Work instructions:
Your output is the lines from the first one to the one containing "const G2 = 'bg-[#888888]';", repeated exactly, with images left out.

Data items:

** begin **

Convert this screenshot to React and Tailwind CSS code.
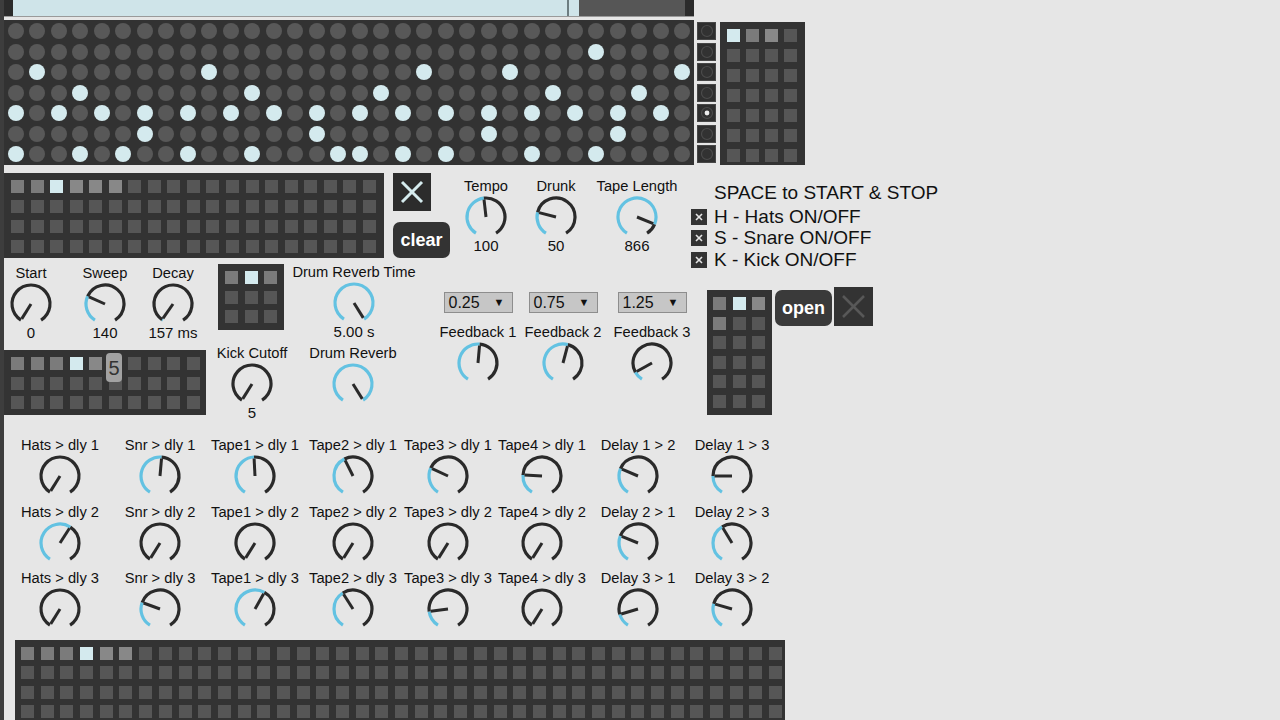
import React from 'react';

const LIT = 'bg-[#d4eaee]';
const OFF = 'bg-[#565656]';
const G1 = 'bg-[#7b7b7b]';
const G2 = 'bg-[#888888]';

// lit dots of the step sequencer, per row
const dots = [
  [],
  [27],
  [1, 9, 19, 23, 31],
  [3, 11, 17, 25, 29],
  [0, 2, 4, 6, 8, 10, 12, 14, 16, 18, 20, 22, 24, 26, 28, 30],
  [6, 14, 22, 28],
  [0, 3, 5, 8, 11, 15, 16, 18, 20, 24, 27],
];

const sends = [
  ['Hats > dly 1', 0], ['Snr > dly 1', 0.517], ['Tape1 > dly 1', 0.49], ['Tape2 > dly 1', 0.41],
  ['Tape3 > dly 1', 0.28], ['Tape4 > dly 1', 0.206], ['Delay 1 > 2', 0.274], ['Delay 1 > 3', 0.196],
  ['Hats > dly 2', 0.611], ['Snr > dly 2', 0], ['Tape1 > dly 2', 0], ['Tape2 > dly 2', 0],
  ['Tape3 > dly 2', 0], ['Tape4 > dly 2', 0], ['Delay 2 > 1', 0.27], ['Delay 2 > 3', 0.394],
  ['Hats > dly 3', 0], ['Snr > dly 3', 0.264], ['Tape1 > dly 3', 0.6], ['Tape2 > dly 3', 0.39],
  ['Tape3 > dly 3', 0.17], ['Tape4 > dly 3', 0], ['Delay 3 > 1', 0.14], ['Delay 3 > 2', 0.25],
];

function Dial({ v }) {
  const cx = 22, cy = 22, r = 19, R = 148;
  const pt = (deg, rad = r) => {
    const a = (deg * Math.PI) / 180;
    return [cx + rad * Math.sin(a), cy - rad * Math.cos(a)];
  };
  const a1 = -R + v * 2 * R;
  const arc = (s, e) => {
    if (e - s < 0.5) return null;
    const [x1, y1] = pt(s);
    const [x2, y2] = pt(e);
    return `M${x1} ${y1} A${r} ${r} 0 ${e - s > 180 ? 1 : 0} 1 ${x2} ${y2}`;
  };
  const blue = arc(-R, a1);
  const rest = arc(a1, R);
  const [nx, ny] = pt(a1, 17.5);
  return (
    <svg width="44" height="44" viewBox="0 0 44 44">
      {blue && <path d={blue} stroke="#63c2e2" strokeWidth="3.2" fill="none" />}
      {rest && <path d={rest} stroke="#2a2a2a" strokeWidth="3.2" fill="none" />}
      <line x1={cx} y1={cy} x2={nx} y2={ny} stroke="#2a2a2a" strokeWidth="3" />
    </svg>
  );
}

function Knob({ label, value, v, className = '' }) {
  return (
    <div className={`flex flex-col items-center ${className}`}>
      <div className="h-[17px] whitespace-nowrap text-[14.7px] leading-[17px]">{label}</div>
      <Dial v={v} />
      {value !== undefined && <div className="-mt-[2px] h-[17px] whitespace-nowrap text-[15px] leading-[17px]">{value}</div>}
    </div>
  );
}

function Pads({ count, first = {}, className, cell = 'h-[13px] w-[13px]' }) {
  return (
    <div className={`grid bg-[#333333] ${className}`}>
      {Array.from({ length: count }).map((_, i) => (
        <div key={i} className={`${cell} ${first[i] || OFF}`} />
      ))}
    </div>
  );
}

function Cross({ size, color, width, pad }) {
  return (
    <svg width={size} height={size} viewBox={`0 0 ${size} ${size}`}>
      <line x1={pad} y1={pad} x2={size - pad} y2={size - pad} stroke={color} strokeWidth={width} />
      <line x1={size - pad} y1={pad} x2={pad} y2={size - pad} stroke={color} strokeWidth={width} />
    </svg>
  );
}

function SideCell({ active }) {
  return (
    <div className="flex h-[18px] w-[19px] items-center justify-center border border-[#474747] bg-[#2f2f2f]">
      <svg width="14" height="14" viewBox="0 0 14 14">
        <circle cx="7" cy="7" r="5.5" fill="#323232" stroke="#4b4b4b" strokeWidth="1.2" />
        {active && <circle cx="7" cy="7" r="2.4" fill="#ececec" />}
      </svg>
    </div>
  );
}

function Toggle({ text }) {
  return (
    <div className="flex h-[21.5px] items-center">
      <div className="flex h-4 w-4 items-center justify-center bg-[#333333]">
        <Cross size={16} color="#e6e6e6" width={1.6} pad={5} />
      </div>
      <span className="ml-[7px]">{text}</span>
    </div>
  );
}

function Menu({ value }) {
  return (
    <div className="flex h-[21px] w-[69px] items-center justify-between border border-[#8d8d8d] bg-[#c6c6c6] pl-[4px] pr-[7px] text-[16px] leading-none">
      <span>{value}</span>
      <span className="text-[11px]">▼</span>
    </div>
  );
}

export default function App() {
  return (
    <div className="h-[720px] w-[1280px] overflow-hidden border-l-4 border-[#3d3d3d] bg-[#e6e6e6] font-['Liberation_Sans',Arial,sans-serif] text-[#111111]">
      {/* transport bar */}
      <div className="flex h-[17px] w-[690px] border-b border-[#9a9a9a]">
        <div className="w-[9px] bg-[#2b2b2b]" />
        <div className="w-[554px] bg-[#cfe4e9]" />
        <div className="w-[2px] bg-[#6d7d81]" />
        <div className="w-[10px] bg-[#cfe4e9]" />
        <div className="w-[106px] bg-[#565656]" />
        <div className="flex-1 bg-[#2b2b2b]" />
      </div>

      {/* sequencer */}
      <div className="mt-[3px] flex items-start">
        <div className="grid h-[145px] w-[690px] grid-cols-[repeat(32,21.5px)] grid-rows-[repeat(7,20.5px)] bg-[#323232] pl-[1px] pt-[1px]">
          {Array.from({ length: 7 * 32 }).map((_, i) => {
            const on = dots[Math.floor(i / 32)].includes(i % 32);
            return (
              <div key={i} className="flex items-center justify-center">
                <div className={`h-4 w-4 rounded-full ${on ? LIT : 'bg-[#585858]'}`} />
              </div>
            );
          })}
        </div>
        <div className="ml-[3px] mt-[2px] flex flex-col gap-[2.5px]">
          {[0, 1, 2, 3, 4, 5, 6].map((i) => <SideCell key={i} active={i === 4} />)}
        </div>
        <Pads
          count={28}
          first={{ 0: LIT, 1: G1, 2: G2 }}
          className="ml-[4px] mt-[2px] h-[143px] w-[85px] grid-cols-[repeat(4,13px)] content-start gap-x-[6.3px] gap-y-[7px] px-[6.5px] pt-[6.5px]"
        />
      </div>

      {/* pattern row + tempo */}
      <div className="mt-[8px] flex h-[91px] items-start">
        <Pads
          count={76}
          first={{ 0: G1, 1: G1, 2: LIT, 3: G2, 4: G2, 5: G2 }}
          className="h-[85px] w-[380px] grid-cols-[repeat(19,13px)] content-start gap-x-[6.55px] gap-y-[7px] px-[7px] pt-[7px]"
        />
        <div className="ml-[9px] flex flex-col">
          <div className="flex h-[38px] w-[38px] items-center justify-center bg-[#2c2c2c]">
            <Cross size={38} color="#d5ebee" width={3} pad={9} />
          </div>
          <div className="mt-[11px] flex h-[36px] w-[57px] items-center justify-center rounded-[7px] bg-[#333333] text-[18px] font-bold text-white">
            clear
          </div>
        </div>
        <Knob className="ml-[6px] mt-[5px] w-[60px]" label="Tempo" value="100" v={0.478} />
        <Knob className="ml-[10px] mt-[5px] w-[60px]" label="Drunk" value="50" v={0.245} />
        <Knob className="ml-[9px] mt-[5px] w-[84px]" label="Tape Length" value="866" v={0.88} />
        <div className="ml-[12px] mt-[9px] whitespace-nowrap text-[19px] leading-[22px]">
          <div className="pl-[23px]">SPACE to START &amp; STOP</div>
          <div className="mt-[2px] flex flex-col">
            <Toggle text="H - Hats ON/OFF" />
            <Toggle text="S - Snare ON/OFF" />
            <Toggle text="K - Kick ON/OFF" />
          </div>
        </div>
      </div>

      {/* drums + delays */}
      <div className="flex h-[157px] items-start">
        <div className="w-[434px] shrink-0">
          <div className="flex items-start">
            <Knob className="ml-[2px] mt-[1px] w-[50px]" label="Start" value="0" v={0} />
            <Knob className="ml-[24px] mt-[1px] w-[50px]" label="Sweep" value="140" v={0.277} />
            <Knob className="ml-[13px] mt-[1px] w-[60px]" label="Decay" value="157 ms" v={0.01} />
            <Pads
              count={9}
              first={{ 0: G1, 1: LIT, 2: G1 }}
              className="ml-[15px] h-[66px] w-[66px] grid-cols-[repeat(3,13px)] content-start gap-[6.5px] p-[7px]"
            />
            <Knob className="ml-[5px] w-[130px]" label="Drum Reverb Time" value="5.00 s" v={1} />
          </div>
          <div className="mt-[4px] flex items-start">
            <div className="relative mt-[5px]">
              <Pads
                count={30}
                first={{ 0: G1, 1: G1, 2: G1, 3: LIT, 4: G2 }}
                className="h-[65px] w-[202px] grid-cols-[repeat(10,13px)] content-start gap-x-[6.5px] gap-y-[6.5px] px-[7px] pt-[7px]"
              />
              <div className="absolute left-[102px] top-[3px] flex h-[29px] w-[16px] items-center justify-center rounded-[4px] bg-[#a2a2a2] text-[20px] text-[#333333]">
                5
              </div>
            </div>
            <Knob className="ml-[1px] w-[90px]" label="Kick Cutoff" value="5" v={0} />
            <Knob className="ml-[6px] w-[100px]" label="Drum Reverb" v={1} />
          </div>
        </div>

        <div className="flex w-[80px] flex-col items-center">
          <div className="mt-[28px]"><Menu value="0.25" /></div>
          <Knob className="mt-[11px] w-[80px]" label="Feedback 1" v={0.517} />
        </div>
        <div className="ml-[5px] flex w-[80px] flex-col items-center">
          <div className="mt-[28px]"><Menu value="0.75" /></div>
          <Knob className="mt-[11px] w-[80px]" label="Feedback 2" v={0.55} />
        </div>
        <div className="ml-[9px] flex w-[80px] flex-col items-center">
          <div className="mt-[28px]"><Menu value="1.25" /></div>
          <Knob className="mt-[11px] w-[80px]" label="Feedback 3" v={0.098} />
        </div>
        <Pads
          count={18}
          first={{ 0: G1, 1: LIT, 2: G2, 3: G1 }}
          className="ml-[15px] mt-[26px] h-[125px] w-[65px] grid-cols-[repeat(3,13px)] content-start gap-x-[6.5px] gap-y-[6.6px] px-[6px] pt-[7px]"
        />
        <div className="ml-[3px] mt-[26px] flex h-[36px] w-[57px] items-center justify-center rounded-[7px] bg-[#3a3a3a] text-[18px] font-bold text-white">
          open
        </div>
        <div className="ml-[2px] mt-[23px] flex h-[39px] w-[39px] items-center justify-center bg-[#333333]">
          <Cross size={39} color="#585858" width={2.5} pad={9} />
        </div>
      </div>

      {/* send matrix */}
      <div className="ml-[6px] mt-[16px] grid grid-cols-[100px_100px_90px_106px_84px_104px_88px_100px] gap-y-[5.5px]">
        {sends.map(([label, v]) => (
          <Knob key={label} label={label} v={v} />
        ))}
      </div>

      {/* long pattern */}
      <Pads
        count={156}
        first={{ 0: G1, 1: G1, 2: G1, 3: LIT, 4: G2, 5: G2 }}
        className="ml-[11px] mt-[9px] h-[90px] w-[770px] grid-cols-[repeat(39,13px)] content-start gap-x-[6.7px] gap-y-[6.5px] px-[6px] pt-[6.5px]"
      />
    </div>
  );
}
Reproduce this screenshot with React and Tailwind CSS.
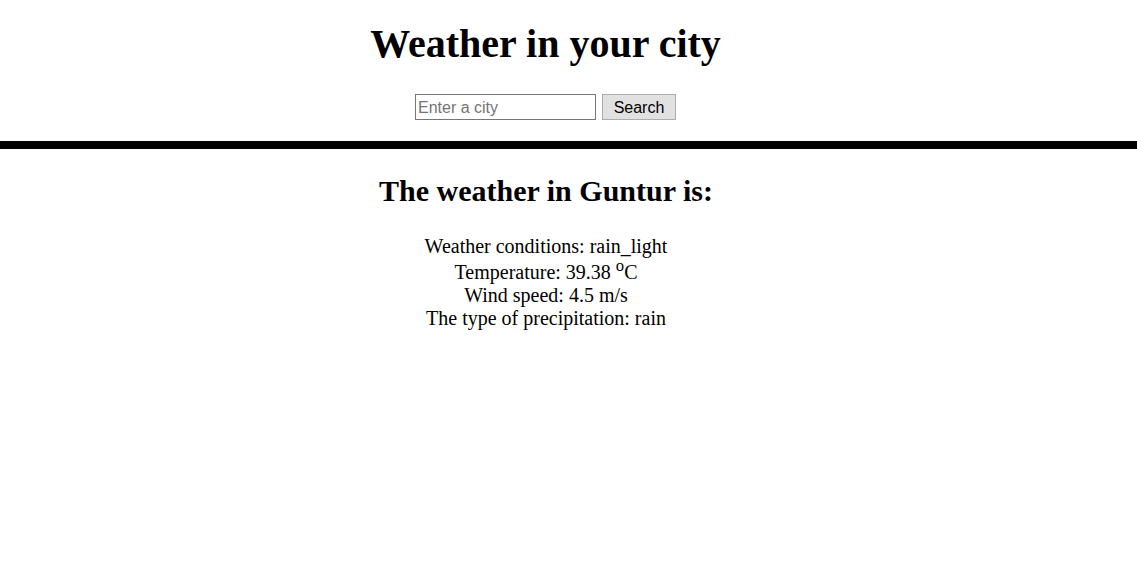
import { useState } from "react";

export default function App() {
  const [city, setCity] = useState("");

  const weather = {
    name: "Guntur",
    condition: "rain_light",
    temp: 39.38,
    wind: 4.5,
    precip: "rain",
  };

  return (
    <div className="min-h-screen bg-white text-black font-['Liberation_Serif','Times_New_Roman',serif]">
      {/* Header with search */}
      <div className="w-[1091px] text-center pt-[21px] pb-[21px]">
        <h1 className="text-[40px] font-bold leading-[46px]">Weather in your city</h1>
        <div className="flex justify-center items-center gap-[6px] mt-[27px]">
          <input
            type="text"
            value={city}
            onChange={(e) => setCity(e.target.value)}
            placeholder="Enter a city"
            className="w-[181px] h-[26px] border border-[#767676] px-[2px] pt-[2px] text-[16px] font-['Liberation_Sans',Arial,sans-serif] placeholder:text-[#757575] outline-none"
          />
          <button className="w-[74px] h-[26px] pt-[2px] bg-[#e1e1e1] border border-[#adadad] text-[16px] font-['Liberation_Sans',Arial,sans-serif] leading-none">
            Search
          </button>
        </div>
      </div>

      <div className="h-[8px] bg-black w-full" />

      {/* Result */}
      <div className="w-[1092px] text-center pt-[24px]">
        <h2 className="text-[30px] font-bold leading-[35px]">The weather in {weather.name} is:</h2>
        <div className="mt-[27px] text-[20px] leading-[23px]">
          <div>Weather conditions: {weather.condition}</div>
          <div className="pt-[3px]">
            Temperature: {weather.temp}{" "}
            <sup className="static align-super text-[smaller] leading-[0]">o</sup>C
          </div>
          <div>Wind speed: {weather.wind} m/s</div>
          <div>The type of precipitation: {weather.precip}</div>
        </div>
      </div>
    </div>
  );
}
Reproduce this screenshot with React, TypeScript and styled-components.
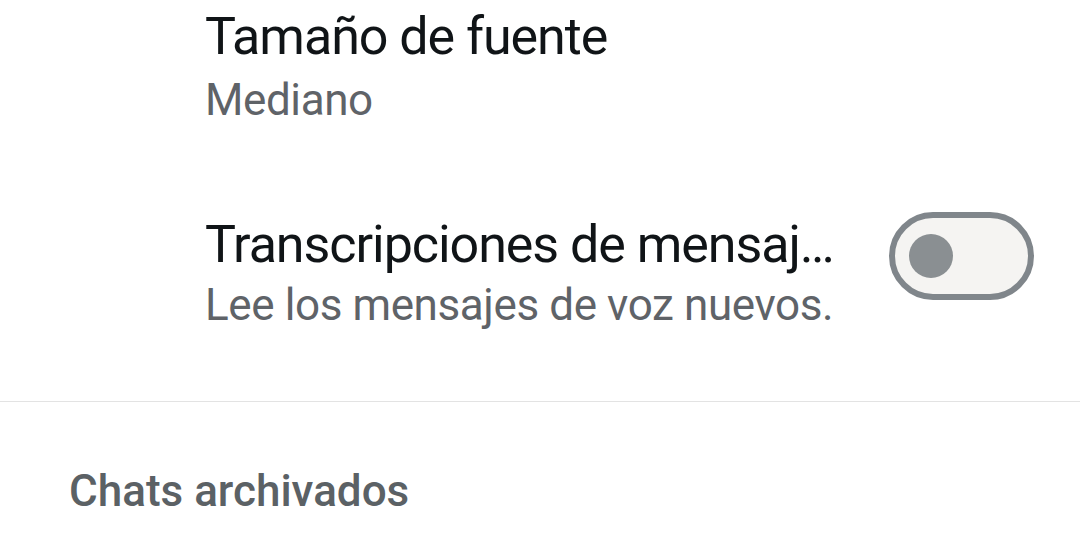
import React from "react";
import styled, { createGlobalStyle } from "styled-components";

const GlobalStyle = createGlobalStyle`
  html, body {
    margin: 0;
    padding: 0;
    background: #ffffff;
  }
  body {
    font-family: Roboto, "Noto Sans", "Liberation Sans", sans-serif;
    -webkit-font-smoothing: antialiased;
  }
`;

type ToggleProps = {
  checked?: boolean;
};

const Switch: React.FC<ToggleProps> = ({ checked = false }) => {
  return (
    <Track role="switch" aria-checked={checked} $checked={checked}>
      <Knob $checked={checked} />
    </Track>
  );
};

export default function App() {
  return (
    <>
      <GlobalStyle />
      <Screen>
        <Item>
          <TextBlock>
            <Title>Tamaño de fuente</Title>
            <Subtitle>Mediano</Subtitle>
          </TextBlock>
        </Item>

        <ToggleItem>
          <TextBlock>
            <Title>Transcripciones de mensaj…</Title>
            <Subtitle $gap={2}>Lee los mensajes de voz nuevos.</Subtitle>
          </TextBlock>
          <Switch />
        </ToggleItem>

        <Divider />

        <SectionHeader>Chats archivados</SectionHeader>
      </Screen>
    </>
  );
}

const Screen = styled.div`
  width: 1080px;
  height: 546px;
  overflow: hidden;
  padding-top: 6px;
  box-sizing: border-box;
  background: #ffffff;
`;

const Item = styled.div`
  display: flex;
  align-items: flex-start;
  padding: 0 46px 0 205px;
`;

const ToggleItem = styled(Item)`
  margin-top: 87px;
  gap: 20px;
`;

const TextBlock = styled.div`
  flex: 1;
  min-width: 0;
`;

const Title = styled.div`
  font-size: 52px;
  line-height: 62px;
  font-weight: 400;
  letter-spacing: -1.05px;
  color: #101417;
  white-space: nowrap;
`;

const Subtitle = styled.div<{ $gap?: number }>`
  margin-top: ${(p) => p.$gap ?? 5}px;
  font-size: 44px;
  line-height: 54px;
  letter-spacing: -0.4px;
  color: #5f6368;
  white-space: nowrap;
`;

const Track = styled.div<{ $checked: boolean }>`
  flex: none;
  margin-top: -2px;
  width: 145px;
  height: 88px;
  box-sizing: border-box;
  border: 6px solid #80868b;
  border-radius: 44px;
  background: #f5f4f2;
  display: flex;
  align-items: center;
  justify-content: ${(p) => (p.$checked ? "flex-end" : "flex-start")};
  padding: 0 14px;
`;

const Knob = styled.span<{ $checked: boolean }>`
  width: 44px;
  height: 44px;
  border-radius: 50%;
  background: ${(p) => (p.$checked ? "#ffffff" : "#8a8f92")};
`;

const Divider = styled.div`
  margin-top: 69px;
  height: 1px;
  background: #e3e3e3;
`;

const SectionHeader = styled.div`
  margin-top: 63px;
  padding-left: 69px;
  font-size: 44px;
  line-height: 52px;
  font-weight: 500;
  color: #5b6165;
`;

** end **

Output below:
Convert this screenshot to React and Tailwind CSS code.
import React from 'react';

const LIT = 'bg-[#d4eaee]';
const OFF = 'bg-[#565656]';
const G1 = 'bg-[#7b7b7b]';
const G2 = 'bg-[#888888]';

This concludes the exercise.